- **TASK TO CARRY OUT**: Print, word for word, every line from the beginning of the listing up to and including the line with "</app-navbar>". Pictures are to be excluded.

- **GIVEN INFORMATION**:
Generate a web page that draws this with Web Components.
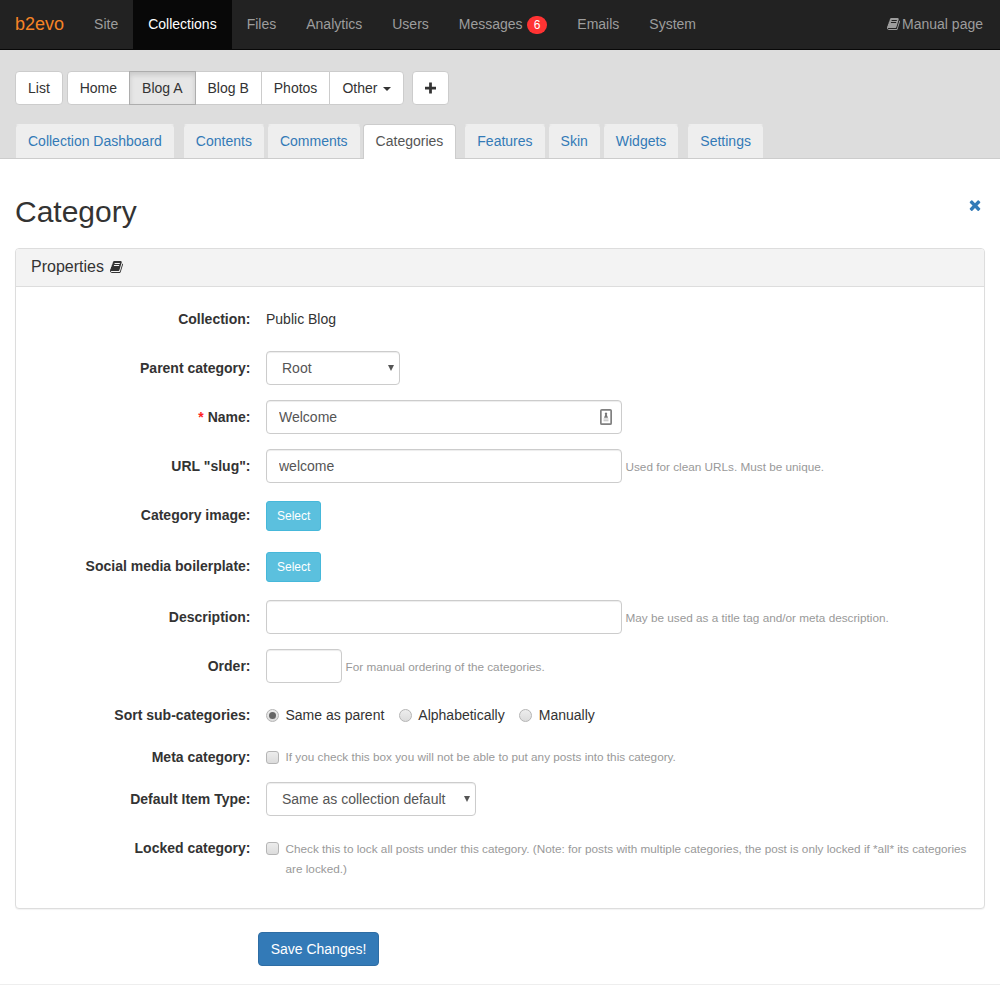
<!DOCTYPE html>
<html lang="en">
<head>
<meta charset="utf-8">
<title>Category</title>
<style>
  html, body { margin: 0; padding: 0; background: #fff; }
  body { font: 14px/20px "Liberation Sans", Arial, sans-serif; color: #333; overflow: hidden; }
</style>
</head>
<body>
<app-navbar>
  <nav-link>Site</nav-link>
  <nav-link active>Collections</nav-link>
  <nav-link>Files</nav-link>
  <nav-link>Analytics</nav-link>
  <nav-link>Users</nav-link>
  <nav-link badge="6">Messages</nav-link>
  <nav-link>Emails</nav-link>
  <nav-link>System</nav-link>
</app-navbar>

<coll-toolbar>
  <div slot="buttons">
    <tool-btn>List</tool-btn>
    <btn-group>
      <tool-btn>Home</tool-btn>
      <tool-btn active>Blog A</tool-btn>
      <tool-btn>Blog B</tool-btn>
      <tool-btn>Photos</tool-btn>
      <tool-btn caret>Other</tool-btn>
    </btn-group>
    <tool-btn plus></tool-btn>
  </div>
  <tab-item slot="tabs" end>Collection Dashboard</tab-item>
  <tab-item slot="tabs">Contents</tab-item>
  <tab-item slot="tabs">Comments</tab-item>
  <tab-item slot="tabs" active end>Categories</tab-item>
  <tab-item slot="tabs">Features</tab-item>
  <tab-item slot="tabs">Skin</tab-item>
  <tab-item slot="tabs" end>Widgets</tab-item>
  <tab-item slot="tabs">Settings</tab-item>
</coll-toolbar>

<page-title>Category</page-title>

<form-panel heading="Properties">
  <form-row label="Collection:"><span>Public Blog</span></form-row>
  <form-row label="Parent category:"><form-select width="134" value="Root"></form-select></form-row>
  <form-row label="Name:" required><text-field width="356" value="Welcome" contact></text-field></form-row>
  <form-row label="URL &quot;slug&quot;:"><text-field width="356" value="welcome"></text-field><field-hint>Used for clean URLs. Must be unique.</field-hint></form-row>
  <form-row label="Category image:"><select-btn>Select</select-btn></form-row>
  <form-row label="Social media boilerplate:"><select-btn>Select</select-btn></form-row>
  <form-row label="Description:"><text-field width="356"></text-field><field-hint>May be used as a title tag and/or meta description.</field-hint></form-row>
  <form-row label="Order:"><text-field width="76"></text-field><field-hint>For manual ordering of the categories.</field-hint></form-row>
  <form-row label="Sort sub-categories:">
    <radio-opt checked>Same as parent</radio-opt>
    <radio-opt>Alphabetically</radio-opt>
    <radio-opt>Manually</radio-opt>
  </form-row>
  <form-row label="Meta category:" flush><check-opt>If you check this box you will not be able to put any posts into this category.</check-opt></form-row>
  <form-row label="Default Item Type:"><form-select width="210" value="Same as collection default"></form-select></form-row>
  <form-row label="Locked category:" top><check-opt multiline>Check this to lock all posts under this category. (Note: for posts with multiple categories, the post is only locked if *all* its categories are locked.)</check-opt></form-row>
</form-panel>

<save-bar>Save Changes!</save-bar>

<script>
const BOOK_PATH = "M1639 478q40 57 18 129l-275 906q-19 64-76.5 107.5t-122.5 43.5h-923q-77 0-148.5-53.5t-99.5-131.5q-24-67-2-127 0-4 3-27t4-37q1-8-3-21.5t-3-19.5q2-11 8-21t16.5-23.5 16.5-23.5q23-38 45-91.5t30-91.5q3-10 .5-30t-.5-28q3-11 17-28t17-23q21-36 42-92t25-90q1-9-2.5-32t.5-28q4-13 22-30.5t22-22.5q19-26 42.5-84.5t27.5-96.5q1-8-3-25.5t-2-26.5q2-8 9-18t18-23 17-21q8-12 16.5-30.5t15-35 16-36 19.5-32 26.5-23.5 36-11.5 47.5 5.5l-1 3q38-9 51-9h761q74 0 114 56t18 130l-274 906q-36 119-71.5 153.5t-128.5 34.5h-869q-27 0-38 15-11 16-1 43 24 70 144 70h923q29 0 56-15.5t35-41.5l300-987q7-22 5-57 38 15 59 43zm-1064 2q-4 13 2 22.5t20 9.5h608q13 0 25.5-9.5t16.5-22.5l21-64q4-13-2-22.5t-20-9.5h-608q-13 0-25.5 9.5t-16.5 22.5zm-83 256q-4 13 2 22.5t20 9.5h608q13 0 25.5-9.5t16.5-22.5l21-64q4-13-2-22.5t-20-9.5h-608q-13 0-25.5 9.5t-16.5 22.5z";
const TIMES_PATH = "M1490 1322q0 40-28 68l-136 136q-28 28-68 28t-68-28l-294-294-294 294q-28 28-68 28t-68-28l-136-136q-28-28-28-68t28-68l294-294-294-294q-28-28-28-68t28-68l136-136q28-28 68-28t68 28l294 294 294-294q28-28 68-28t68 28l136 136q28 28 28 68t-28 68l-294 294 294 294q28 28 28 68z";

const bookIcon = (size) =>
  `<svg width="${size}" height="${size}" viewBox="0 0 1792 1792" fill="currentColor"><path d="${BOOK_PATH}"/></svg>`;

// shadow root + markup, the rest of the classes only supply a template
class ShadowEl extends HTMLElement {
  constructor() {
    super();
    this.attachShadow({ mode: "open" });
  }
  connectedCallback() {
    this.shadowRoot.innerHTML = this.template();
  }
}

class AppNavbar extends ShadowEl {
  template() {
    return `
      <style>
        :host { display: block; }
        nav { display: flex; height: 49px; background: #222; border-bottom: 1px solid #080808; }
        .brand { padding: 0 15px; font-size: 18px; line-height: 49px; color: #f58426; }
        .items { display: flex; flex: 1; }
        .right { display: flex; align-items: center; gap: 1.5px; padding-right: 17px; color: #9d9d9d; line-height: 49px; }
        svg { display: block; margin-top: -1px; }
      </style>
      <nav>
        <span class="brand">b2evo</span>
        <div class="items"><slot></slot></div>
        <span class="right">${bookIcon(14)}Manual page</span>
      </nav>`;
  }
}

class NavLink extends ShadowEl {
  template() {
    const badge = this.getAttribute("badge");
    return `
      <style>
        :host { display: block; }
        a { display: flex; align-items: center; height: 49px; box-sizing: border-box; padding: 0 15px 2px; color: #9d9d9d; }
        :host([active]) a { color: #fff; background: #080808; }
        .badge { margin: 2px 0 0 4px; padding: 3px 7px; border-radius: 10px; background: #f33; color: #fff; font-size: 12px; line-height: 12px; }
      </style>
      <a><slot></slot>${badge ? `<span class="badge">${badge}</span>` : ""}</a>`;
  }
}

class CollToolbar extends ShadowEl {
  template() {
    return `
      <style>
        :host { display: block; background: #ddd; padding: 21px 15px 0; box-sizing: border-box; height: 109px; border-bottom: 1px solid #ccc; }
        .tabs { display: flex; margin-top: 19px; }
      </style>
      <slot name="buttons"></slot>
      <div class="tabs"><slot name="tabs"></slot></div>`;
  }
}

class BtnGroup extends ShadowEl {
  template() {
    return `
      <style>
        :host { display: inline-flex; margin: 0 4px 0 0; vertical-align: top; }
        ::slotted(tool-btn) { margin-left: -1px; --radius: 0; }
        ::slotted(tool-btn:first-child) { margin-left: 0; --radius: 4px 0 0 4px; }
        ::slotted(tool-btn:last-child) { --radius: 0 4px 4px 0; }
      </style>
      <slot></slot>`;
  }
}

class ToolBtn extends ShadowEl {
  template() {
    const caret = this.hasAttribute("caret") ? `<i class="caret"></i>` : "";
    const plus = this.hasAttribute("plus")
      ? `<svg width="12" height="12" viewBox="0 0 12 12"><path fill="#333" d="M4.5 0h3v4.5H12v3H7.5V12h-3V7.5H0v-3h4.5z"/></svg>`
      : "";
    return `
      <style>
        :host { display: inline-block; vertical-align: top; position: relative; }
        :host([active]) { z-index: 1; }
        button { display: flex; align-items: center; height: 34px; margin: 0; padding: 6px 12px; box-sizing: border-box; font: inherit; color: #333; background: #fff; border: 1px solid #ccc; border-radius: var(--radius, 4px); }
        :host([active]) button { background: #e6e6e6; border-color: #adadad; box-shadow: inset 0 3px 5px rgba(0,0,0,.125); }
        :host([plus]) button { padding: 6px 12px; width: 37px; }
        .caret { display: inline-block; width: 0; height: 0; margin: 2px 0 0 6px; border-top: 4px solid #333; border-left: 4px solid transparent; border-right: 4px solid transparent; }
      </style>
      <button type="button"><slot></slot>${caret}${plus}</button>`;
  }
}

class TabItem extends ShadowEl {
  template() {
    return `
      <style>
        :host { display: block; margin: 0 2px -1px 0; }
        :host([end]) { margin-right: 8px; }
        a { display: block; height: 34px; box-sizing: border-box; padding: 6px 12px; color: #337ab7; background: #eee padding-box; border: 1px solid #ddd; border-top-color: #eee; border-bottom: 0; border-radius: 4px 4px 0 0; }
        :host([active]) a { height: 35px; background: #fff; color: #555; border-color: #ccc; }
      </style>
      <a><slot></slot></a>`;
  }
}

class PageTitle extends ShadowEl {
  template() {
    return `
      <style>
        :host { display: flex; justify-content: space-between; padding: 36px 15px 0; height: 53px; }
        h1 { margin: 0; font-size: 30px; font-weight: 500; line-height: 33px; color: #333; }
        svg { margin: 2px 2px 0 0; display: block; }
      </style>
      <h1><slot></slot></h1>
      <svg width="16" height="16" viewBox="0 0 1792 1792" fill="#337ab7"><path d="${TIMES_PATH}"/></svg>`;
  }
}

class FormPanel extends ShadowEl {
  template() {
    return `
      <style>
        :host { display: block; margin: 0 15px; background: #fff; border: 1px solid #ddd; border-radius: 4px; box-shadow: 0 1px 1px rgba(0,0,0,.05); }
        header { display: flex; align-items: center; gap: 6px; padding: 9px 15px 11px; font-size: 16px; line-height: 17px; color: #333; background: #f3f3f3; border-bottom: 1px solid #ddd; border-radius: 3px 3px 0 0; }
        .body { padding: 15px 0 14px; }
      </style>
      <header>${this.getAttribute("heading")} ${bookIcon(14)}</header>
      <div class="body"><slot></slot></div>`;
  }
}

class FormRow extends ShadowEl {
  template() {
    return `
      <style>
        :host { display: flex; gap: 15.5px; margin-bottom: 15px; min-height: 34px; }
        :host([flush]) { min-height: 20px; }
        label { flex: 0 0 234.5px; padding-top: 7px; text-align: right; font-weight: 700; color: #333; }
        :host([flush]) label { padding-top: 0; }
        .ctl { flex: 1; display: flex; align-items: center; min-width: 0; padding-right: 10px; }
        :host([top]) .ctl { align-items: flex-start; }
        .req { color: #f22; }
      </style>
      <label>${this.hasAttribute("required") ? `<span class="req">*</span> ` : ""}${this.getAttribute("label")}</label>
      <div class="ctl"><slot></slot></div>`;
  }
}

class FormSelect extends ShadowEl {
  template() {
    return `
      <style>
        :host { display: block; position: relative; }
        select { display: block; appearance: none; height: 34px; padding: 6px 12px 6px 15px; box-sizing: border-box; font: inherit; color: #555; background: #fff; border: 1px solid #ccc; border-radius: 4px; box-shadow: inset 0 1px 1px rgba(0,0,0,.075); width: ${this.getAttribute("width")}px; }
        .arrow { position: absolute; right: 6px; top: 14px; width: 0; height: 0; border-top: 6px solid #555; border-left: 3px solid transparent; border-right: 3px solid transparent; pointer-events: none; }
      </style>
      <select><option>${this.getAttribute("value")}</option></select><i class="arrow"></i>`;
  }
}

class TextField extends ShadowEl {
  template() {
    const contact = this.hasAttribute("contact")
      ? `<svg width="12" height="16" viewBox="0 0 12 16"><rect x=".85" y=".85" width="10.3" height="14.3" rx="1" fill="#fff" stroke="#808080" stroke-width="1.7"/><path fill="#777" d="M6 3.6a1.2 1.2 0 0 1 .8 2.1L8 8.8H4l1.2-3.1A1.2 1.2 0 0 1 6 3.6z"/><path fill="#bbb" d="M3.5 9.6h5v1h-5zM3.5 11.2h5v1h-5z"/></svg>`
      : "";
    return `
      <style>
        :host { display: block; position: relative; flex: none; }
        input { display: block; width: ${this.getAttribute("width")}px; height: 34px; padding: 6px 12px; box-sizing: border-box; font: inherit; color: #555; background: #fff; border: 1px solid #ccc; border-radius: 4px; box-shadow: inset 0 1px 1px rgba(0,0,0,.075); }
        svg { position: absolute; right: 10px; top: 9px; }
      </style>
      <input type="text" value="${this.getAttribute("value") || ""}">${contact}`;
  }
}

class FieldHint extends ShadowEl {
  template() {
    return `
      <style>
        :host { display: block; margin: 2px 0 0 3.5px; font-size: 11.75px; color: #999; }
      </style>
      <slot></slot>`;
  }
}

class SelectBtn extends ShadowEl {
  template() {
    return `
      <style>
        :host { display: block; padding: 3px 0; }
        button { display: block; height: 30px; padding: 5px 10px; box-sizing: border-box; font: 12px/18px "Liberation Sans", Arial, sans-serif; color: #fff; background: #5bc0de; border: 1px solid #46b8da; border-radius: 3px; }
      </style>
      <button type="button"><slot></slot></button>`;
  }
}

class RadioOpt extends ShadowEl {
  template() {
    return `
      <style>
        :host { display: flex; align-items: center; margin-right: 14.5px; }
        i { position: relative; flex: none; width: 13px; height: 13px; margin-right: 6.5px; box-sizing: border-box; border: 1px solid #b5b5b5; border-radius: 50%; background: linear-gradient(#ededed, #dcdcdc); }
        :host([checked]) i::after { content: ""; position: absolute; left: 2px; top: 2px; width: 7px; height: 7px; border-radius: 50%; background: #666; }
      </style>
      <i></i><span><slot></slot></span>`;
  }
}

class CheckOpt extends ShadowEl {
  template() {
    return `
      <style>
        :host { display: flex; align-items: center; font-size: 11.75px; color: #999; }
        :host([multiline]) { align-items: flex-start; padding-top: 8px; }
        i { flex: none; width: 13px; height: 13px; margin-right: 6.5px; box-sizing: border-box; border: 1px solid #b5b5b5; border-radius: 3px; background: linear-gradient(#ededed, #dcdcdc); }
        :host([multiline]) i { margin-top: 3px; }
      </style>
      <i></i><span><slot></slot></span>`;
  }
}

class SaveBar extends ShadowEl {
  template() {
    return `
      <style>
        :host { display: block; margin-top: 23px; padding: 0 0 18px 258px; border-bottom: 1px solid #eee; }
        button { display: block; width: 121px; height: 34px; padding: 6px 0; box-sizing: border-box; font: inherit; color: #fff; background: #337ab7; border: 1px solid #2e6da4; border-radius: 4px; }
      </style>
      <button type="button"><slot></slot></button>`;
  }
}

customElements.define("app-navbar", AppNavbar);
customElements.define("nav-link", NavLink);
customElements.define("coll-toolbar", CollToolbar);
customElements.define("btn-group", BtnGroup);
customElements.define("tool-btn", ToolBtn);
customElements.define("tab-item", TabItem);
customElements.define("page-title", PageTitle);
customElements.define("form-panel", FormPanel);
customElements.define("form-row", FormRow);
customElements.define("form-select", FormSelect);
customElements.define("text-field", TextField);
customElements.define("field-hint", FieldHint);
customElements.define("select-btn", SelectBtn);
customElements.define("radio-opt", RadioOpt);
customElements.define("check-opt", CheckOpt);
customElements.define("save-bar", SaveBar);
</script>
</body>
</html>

- **TASK ANSWER**:
Generate a web page that draws this with Web Components.
<!DOCTYPE html>
<html lang="en">
<head>
<meta charset="utf-8">
<title>Category</title>
<style>
  html, body { margin: 0; padding: 0; background: #fff; }
  body { font: 14px/20px "Liberation Sans", Arial, sans-serif; color: #333; overflow: hidden; }
</style>
</head>
<body>
<app-navbar>
  <nav-link>Site</nav-link>
  <nav-link active>Collections</nav-link>
  <nav-link>Files</nav-link>
  <nav-link>Analytics</nav-link>
  <nav-link>Users</nav-link>
  <nav-link badge="6">Messages</nav-link>
  <nav-link>Emails</nav-link>
  <nav-link>System</nav-link>
</app-navbar>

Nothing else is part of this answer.